Impressive Results and Implications

The implementation of PCG has led to a remarkable 40% increase in speech generation speed. This is particularly noteworthy given that standard speculative decoding methods applied to speech models have yielded minimal improvements. Moreover, PCG maintains lower word error rates compared to previous speed-focused methods, preserves speaker similarity, and achieves a naturalness score of 4.09 on a standard 1–5 human rating scale.

In a rigorous stress test, the researchers substituted 91.4% of speech tokens with alternatives from the same acoustic group. The resulting audio exhibited only a slight increase in word error rate (+0.007) and a minor decrease in speaker similarity (−0.027), demonstrating the robustness of the PCG approach.

Practical Applications and Future Prospects

While the study does not explicitly discuss potential applications within Apple’s product ecosystem, the implications are significant. The PCG method offers a practical solution for future voice features that require a balance between speed, quality, and efficiency. Notably, this approach does not necessitate retraining the target model, as it involves a decoding-time adjustment. This means that existing speech models can be enhanced without extensive retraining or architectural modifications.

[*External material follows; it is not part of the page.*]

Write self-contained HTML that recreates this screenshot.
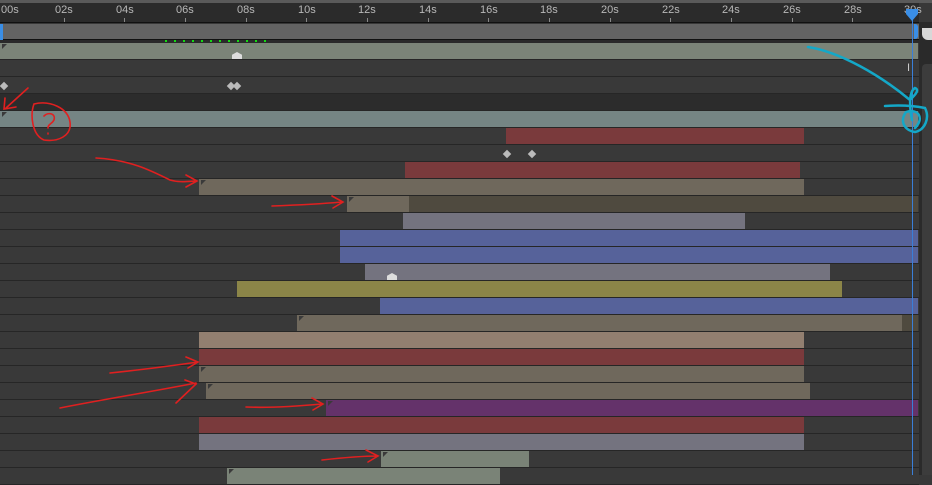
<!DOCTYPE html><html><head><style>
body{margin:0;width:932px;height:475px;overflow:hidden;background:#383838;position:relative;font-family:"Liberation Sans",sans-serif}
div{position:absolute;box-sizing:border-box}
.row{left:0;width:919px;height:17px;background:#393939;border-bottom:1px solid #262626}
.b{height:16px}
.lbl{top:4px;font-size:11px;color:#b8b8b8}
.tk{top:18px;width:1px;height:4px;background:#888}
.c{width:0;height:0;border-top:5px solid #3a3a3a;border-right:5px solid transparent}
</style></head><body>
<div style="left:0;top:0;width:932px;height:3px;background:#5a5a5a"></div>
<div style="left:0;top:3px;width:919px;height:20px;background:#2b2b2b;border-bottom:1px solid #111"></div>
<div class="lbl" style="left:1px">00s</div><div class="lbl" style="left:55px">02s</div><div class="lbl" style="left:116px">04s</div><div class="lbl" style="left:176px">06s</div><div class="lbl" style="left:237px">08s</div><div class="lbl" style="left:298px">10s</div><div class="lbl" style="left:358px">12s</div><div class="lbl" style="left:419px">14s</div><div class="lbl" style="left:480px">16s</div><div class="lbl" style="left:540px">18s</div><div class="lbl" style="left:601px">20s</div><div class="lbl" style="left:662px">22s</div><div class="lbl" style="left:722px">24s</div><div class="lbl" style="left:783px">26s</div><div class="lbl" style="left:844px">28s</div><div class="lbl" style="left:904px">30s</div>
<div class="tk" style="left:64px"></div><div class="tk" style="left:124px"></div><div class="tk" style="left:185px"></div><div class="tk" style="left:246px"></div><div class="tk" style="left:306px"></div><div class="tk" style="left:367px"></div><div class="tk" style="left:428px"></div><div class="tk" style="left:488px"></div><div class="tk" style="left:549px"></div><div class="tk" style="left:610px"></div><div class="tk" style="left:670px"></div><div class="tk" style="left:731px"></div><div class="tk" style="left:792px"></div><div class="tk" style="left:852px"></div>
<div style="left:0;top:24px;width:919px;height:16px;background:#636363;border-bottom:1px solid #111"></div>
<div style="left:0;top:24px;width:3px;height:16px;background:#3a8ee6"></div>
<div style="left:914px;top:24px;width:4px;height:15px;background:#3a8ee6;border-radius:0 3px 3px 0"></div>
<div style="left:0;top:40px;width:919px;height:3px;background:#2a2a2a"></div>
<div style="left:165px;top:40px;width:106px;height:2px;background:repeating-linear-gradient(90deg,#1d1 0 2px,transparent 2px 9px)"></div>
<div id="rows"></div>
<div style="left:919px;top:22px;width:13px;height:453px;background:#2a2a2a"></div>
<div style="left:922px;top:64px;width:10px;height:411px;background:#3c3c3c;border-radius:4px 0 0 0"></div>
<div style="left:922px;top:28px;width:10px;height:12px;background:#d8d8d8;border-radius:0 0 0 6px"></div>
<div style="left:912px;top:10px;width:1px;height:465px;background:#3a7fd8"></div>
<svg style="position:absolute;left:905px;top:8px" width="16" height="14"><path d="M1 1H13V6L7 13L1 6Z" fill="#3a8ee6"/></svg>
<div style="left:907px;top:62px;font-size:11px;color:#ccc">I</div>
<svg style="position:absolute;left:0;top:0" width="932" height="475" fill="none">
<g stroke="#e02020" stroke-width="1.6" stroke-linecap="round">
<path d="M28 88L6 108M5 98L4 109L16 107"/>
<path d="M34 104C30 115 32 135 44 140C58 142 72 136 70 122C68 108 50 100 34 104"/>
<path d="M44 116C48 112 56 113 54 120C52 124 48 124 48 128M48 133L48 134"/>
<path d="M96 158C130 160 150 170 170 180C180 183 190 181 196 181M186 175L197 181L186 187"/>
<path d="M272 206C300 205 320 204 342 202M332 196L343 202L333 208"/>
<path d="M110 373C140 370 170 366 198 362M186 357L198 362L188 368"/>
<path d="M60 408C100 400 150 392 196 383M176 403L196 384L185 380"/>
<path d="M246 407C270 408 300 406 322 404M312 398L323 404L313 410"/>
<path d="M322 460C340 458 360 456 378 456M366 450L378 456L368 462"/>
</g>
<g stroke="#14a8c8" stroke-width="2.5" stroke-linecap="round">
<path d="M808 47C840 52 880 75 910 100C915 95 920 90 915 88C908 92 910 110 912 120"/>
<path d="M885 106C900 105 915 106 925 108C930 118 925 130 915 132C903 130 900 120 906 112C918 108 925 118 915 128"/>
</g>
</svg>
<script>
var R=document.getElementById('rows'),h='';
var rows=[
[[0,918,'#7b8478',1]],[],[],[],[[0,918,'#758584',1]],
[[506,804,'#7a3a3c']],[],[[405,800,'#7a3a3c']],[[199,804,'#6f685c',1]],
[[347,409,'#6f685c',1],[409,918,'#4f4a3f']],[[403,745,'#74737f']],[[340,918,'#56629a']],[[340,918,'#56629a']],
[[365,830,'#74737f']],[[237,842,'#8b8548']],[[380,918,'#56629a']],[[297,902,'#6f685c',1],[902,918,'#4f4a3f']],
[[199,804,'#927f70']],[[199,804,'#7a3a3c']],[[199,804,'#6f685c',1]],[[206,810,'#6f685c',1]],[[326,918,'#64326a',1]],
[[199,804,'#7a3a3c']],[[199,804,'#74737f']],[[381,529,'#7a8377',1]],[[227,500,'#7a8377',1]]];
for(var i=0;i<rows.length;i++){var y=43+i*17;var bg=(i==3)?'#2c2c2c':'#393939';
h+='<div class="row" style="top:'+y+'px;background:'+bg+'"></div>';
rows[i].forEach(function(b){h+='<div class="b" style="top:'+y+'px;left:'+b[0]+'px;width:'+(b[1]-b[0])+'px;background:'+b[2]+'"></div>';
if(b[3])h+='<div class="c" style="left:'+(b[0]+2)+'px;top:'+(y+1)+'px"></div>';});}
h+='<div style="left:232px;top:52px;width:10px;height:7px;background:#ddd;clip-path:polygon(0 40%,50% 0,100% 40%,100% 100%,0 100%)"></div>';
h+='<div style="left:387px;top:273px;width:10px;height:7px;background:#ddd;clip-path:polygon(0 40%,50% 0,100% 40%,100% 100%,0 100%)"></div>';
[[4,86],[231,86],[237,86],[507,154],[532,154]].forEach(function(k){h+='<div style="left:'+(k[0]-3)+'px;top:'+(k[1]-3)+'px;width:6px;height:6px;background:#bbb;transform:rotate(45deg)"></div>';});
R.outerHTML=h;
</script>
</body></html>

Furthermore, PCG demands minimal additional resources—approximately 37MB of memory to store the acoustic similarity groups—making it feasible for deployment on devices with limited memory capacity.

Conclusion

Apple’s collaboration with Tel-Aviv University has yielded a significant advancement in AI speech generation. By grouping similar sounds through the Principled Coarse-Graining method, they have successfully accelerated the speech generation process without sacrificing intelligibility. This innovation holds promise for enhancing the performance of voice-driven applications, offering users faster and more natural interactions with AI systems.